▸ INSTRUCTIONS TO FOLLOW:
Identify each line in the records below that contains the word "TypeScript", and copy it.

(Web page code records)

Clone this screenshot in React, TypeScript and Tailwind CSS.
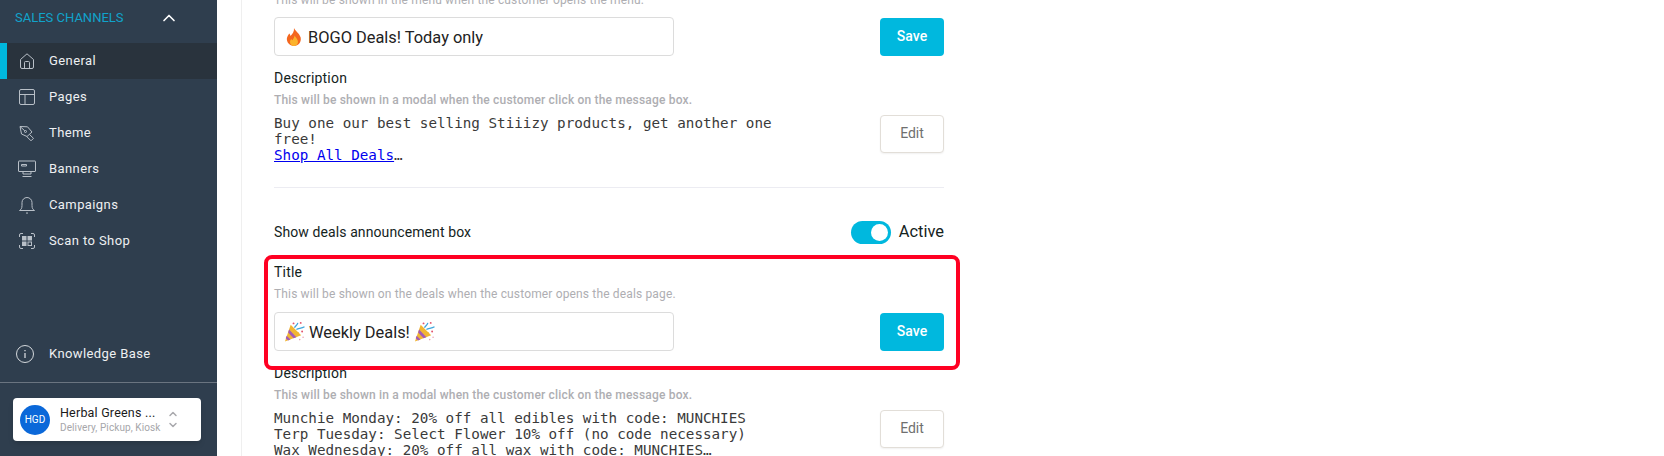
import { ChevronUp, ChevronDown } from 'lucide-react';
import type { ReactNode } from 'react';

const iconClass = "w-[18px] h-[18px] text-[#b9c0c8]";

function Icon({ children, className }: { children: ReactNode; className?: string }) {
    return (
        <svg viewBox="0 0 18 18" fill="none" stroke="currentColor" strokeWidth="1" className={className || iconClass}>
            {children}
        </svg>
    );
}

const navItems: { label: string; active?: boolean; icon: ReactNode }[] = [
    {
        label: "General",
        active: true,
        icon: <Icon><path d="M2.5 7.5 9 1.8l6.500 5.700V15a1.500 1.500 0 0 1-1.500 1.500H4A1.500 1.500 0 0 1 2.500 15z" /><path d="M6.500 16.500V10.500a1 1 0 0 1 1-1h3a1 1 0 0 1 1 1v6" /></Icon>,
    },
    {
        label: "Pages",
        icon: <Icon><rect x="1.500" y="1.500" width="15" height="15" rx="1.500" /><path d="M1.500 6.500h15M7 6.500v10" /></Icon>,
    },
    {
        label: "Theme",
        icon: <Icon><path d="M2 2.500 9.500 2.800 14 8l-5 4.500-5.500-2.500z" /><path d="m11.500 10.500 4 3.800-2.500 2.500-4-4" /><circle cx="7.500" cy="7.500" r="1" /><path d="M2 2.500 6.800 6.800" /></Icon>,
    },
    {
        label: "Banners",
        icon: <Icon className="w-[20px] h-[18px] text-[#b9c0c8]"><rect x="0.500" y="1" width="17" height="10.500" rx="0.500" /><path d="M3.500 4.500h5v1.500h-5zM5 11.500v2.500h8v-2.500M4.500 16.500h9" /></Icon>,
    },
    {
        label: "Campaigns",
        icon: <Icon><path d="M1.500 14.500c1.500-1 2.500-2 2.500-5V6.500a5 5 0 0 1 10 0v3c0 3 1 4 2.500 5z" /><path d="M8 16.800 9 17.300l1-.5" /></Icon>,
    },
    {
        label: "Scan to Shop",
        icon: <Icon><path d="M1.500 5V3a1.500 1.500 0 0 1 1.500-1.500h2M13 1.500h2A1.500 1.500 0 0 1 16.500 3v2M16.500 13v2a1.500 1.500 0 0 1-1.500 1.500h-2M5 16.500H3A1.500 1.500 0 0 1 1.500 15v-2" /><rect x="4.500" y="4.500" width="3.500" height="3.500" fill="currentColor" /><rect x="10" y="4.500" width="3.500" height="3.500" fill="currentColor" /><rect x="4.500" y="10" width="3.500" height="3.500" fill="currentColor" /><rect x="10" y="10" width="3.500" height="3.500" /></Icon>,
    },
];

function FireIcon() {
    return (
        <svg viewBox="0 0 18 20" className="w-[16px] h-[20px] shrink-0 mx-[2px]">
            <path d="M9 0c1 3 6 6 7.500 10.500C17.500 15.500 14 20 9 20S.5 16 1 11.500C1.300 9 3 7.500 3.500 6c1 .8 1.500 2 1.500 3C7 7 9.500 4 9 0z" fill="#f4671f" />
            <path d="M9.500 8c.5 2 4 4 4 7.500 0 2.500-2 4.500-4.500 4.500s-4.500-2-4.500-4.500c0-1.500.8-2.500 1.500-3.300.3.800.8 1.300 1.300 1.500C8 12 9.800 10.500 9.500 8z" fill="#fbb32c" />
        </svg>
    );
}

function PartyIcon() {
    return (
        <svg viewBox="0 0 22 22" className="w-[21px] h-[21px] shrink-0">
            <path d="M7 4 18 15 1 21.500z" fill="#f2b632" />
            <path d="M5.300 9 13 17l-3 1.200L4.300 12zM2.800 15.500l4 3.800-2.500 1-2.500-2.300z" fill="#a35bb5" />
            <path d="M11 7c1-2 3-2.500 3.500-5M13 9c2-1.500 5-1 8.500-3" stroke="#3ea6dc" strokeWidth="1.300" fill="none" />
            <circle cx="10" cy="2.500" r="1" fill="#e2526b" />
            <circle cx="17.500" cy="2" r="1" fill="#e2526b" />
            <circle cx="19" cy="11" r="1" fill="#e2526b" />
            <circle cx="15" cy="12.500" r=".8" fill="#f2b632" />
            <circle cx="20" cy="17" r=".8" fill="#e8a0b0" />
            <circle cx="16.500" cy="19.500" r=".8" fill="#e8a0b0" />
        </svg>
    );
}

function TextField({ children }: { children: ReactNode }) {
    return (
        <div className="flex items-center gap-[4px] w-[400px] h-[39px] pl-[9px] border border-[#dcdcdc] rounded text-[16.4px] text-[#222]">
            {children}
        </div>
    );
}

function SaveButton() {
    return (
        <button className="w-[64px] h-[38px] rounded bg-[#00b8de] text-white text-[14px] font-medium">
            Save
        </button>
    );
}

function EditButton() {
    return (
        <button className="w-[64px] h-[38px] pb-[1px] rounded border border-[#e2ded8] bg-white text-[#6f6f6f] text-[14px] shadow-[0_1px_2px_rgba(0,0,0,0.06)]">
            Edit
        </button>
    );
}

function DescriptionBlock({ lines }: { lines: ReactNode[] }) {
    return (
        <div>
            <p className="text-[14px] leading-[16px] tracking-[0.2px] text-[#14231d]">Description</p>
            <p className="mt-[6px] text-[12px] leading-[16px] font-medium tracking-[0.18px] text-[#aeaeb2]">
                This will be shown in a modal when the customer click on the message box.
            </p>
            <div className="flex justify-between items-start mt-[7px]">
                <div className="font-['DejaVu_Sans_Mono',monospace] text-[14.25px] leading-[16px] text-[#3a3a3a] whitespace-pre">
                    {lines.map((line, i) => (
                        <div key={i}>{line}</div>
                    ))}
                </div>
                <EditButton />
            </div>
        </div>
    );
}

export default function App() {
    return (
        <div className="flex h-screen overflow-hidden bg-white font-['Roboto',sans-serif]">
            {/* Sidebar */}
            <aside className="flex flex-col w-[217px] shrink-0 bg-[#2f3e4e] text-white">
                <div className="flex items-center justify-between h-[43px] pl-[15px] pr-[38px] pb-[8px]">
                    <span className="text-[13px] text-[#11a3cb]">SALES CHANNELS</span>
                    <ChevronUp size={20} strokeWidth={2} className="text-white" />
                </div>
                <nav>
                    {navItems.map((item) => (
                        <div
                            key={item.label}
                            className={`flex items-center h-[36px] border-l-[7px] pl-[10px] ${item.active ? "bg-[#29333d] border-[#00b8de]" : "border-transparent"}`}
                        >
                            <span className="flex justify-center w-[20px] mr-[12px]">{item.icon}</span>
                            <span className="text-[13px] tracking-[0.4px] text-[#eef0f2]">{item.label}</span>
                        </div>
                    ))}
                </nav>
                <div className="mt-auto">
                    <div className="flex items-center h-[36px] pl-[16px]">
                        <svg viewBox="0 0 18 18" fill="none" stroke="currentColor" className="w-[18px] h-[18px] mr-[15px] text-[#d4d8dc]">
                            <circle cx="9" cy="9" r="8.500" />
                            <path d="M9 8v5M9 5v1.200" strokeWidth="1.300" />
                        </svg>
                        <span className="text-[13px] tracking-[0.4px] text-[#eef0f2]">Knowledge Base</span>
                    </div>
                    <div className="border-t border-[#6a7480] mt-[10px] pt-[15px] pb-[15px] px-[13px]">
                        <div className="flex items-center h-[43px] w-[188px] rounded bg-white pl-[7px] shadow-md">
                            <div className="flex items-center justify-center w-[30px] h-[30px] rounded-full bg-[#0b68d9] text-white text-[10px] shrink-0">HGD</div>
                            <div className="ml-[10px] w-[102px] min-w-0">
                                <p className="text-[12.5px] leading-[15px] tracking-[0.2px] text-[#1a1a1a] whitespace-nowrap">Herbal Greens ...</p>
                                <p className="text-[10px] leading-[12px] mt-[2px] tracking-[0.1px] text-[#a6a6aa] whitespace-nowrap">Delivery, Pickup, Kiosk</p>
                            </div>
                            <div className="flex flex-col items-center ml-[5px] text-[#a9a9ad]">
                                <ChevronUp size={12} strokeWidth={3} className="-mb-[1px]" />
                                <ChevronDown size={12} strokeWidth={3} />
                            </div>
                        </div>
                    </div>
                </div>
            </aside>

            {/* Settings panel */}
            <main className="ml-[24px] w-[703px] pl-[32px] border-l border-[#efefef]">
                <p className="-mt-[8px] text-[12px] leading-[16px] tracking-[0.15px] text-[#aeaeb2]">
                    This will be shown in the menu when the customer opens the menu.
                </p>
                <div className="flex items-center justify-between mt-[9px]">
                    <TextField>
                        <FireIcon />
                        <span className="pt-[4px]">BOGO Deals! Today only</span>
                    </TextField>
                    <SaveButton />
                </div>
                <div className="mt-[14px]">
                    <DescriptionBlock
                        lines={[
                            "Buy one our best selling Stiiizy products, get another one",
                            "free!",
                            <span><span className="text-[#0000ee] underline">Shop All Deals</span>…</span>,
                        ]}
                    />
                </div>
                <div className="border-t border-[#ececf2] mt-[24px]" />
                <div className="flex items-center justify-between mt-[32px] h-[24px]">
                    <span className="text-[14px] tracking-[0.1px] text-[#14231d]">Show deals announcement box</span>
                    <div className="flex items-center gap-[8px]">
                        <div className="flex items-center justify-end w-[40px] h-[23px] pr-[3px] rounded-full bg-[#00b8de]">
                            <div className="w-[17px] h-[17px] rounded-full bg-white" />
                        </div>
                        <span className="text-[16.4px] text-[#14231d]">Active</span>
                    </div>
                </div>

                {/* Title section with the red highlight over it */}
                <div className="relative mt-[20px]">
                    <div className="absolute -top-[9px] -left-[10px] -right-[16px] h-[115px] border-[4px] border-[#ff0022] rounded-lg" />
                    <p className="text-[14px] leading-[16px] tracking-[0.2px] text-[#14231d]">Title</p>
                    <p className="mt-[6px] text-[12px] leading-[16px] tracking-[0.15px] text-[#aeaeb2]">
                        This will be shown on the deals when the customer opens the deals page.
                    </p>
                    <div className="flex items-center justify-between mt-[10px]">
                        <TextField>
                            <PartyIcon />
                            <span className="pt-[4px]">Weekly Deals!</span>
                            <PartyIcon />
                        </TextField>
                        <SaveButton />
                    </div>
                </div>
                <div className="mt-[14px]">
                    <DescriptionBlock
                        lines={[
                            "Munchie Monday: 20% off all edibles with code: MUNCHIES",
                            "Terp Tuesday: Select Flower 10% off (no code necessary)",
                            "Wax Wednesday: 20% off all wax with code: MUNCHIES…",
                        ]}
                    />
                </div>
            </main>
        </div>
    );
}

---

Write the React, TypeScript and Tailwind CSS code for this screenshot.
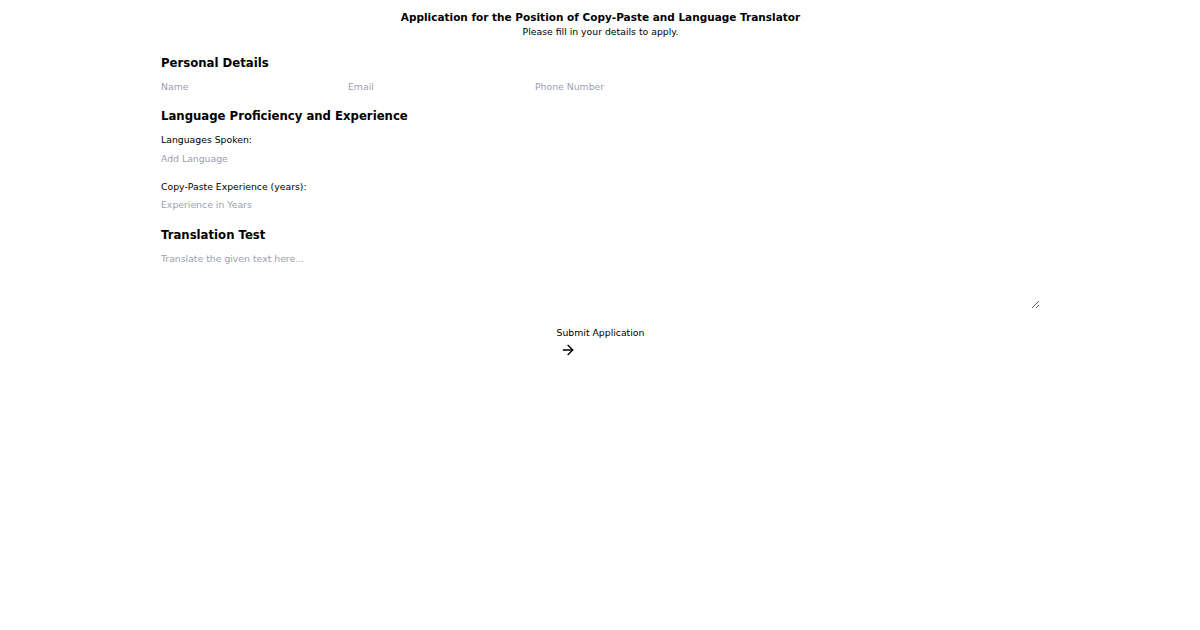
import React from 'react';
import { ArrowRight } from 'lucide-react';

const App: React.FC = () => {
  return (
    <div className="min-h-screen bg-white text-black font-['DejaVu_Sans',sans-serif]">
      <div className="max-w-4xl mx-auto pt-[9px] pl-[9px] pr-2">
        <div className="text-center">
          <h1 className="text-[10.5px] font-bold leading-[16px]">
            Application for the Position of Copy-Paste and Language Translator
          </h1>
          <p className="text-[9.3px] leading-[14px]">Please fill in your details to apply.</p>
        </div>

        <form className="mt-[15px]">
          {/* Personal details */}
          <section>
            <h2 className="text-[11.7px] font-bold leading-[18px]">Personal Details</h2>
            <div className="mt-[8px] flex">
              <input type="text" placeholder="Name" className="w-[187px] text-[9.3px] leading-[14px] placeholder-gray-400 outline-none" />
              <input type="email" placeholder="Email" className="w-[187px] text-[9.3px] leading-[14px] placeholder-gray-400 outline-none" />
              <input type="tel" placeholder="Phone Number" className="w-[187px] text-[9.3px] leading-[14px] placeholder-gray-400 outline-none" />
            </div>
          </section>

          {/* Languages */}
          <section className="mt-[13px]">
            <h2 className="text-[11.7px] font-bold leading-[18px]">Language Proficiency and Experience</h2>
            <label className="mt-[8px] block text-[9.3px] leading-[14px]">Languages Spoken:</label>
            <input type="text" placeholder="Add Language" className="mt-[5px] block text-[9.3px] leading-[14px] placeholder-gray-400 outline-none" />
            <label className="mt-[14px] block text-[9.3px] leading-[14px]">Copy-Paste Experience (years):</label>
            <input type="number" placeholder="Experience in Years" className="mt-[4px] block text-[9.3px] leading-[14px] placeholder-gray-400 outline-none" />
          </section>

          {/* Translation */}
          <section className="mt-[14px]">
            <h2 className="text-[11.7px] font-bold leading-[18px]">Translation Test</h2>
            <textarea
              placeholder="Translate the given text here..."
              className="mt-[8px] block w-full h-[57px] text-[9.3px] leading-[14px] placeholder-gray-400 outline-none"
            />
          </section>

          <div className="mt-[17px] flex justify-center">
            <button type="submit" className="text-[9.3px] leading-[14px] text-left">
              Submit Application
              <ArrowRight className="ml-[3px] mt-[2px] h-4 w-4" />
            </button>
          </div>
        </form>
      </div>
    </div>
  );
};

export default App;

▸ ANSWER FOR THE TASK:
Clone this screenshot in React, TypeScript and Tailwind CSS.
Write the React, TypeScript and Tailwind CSS code for this screenshot.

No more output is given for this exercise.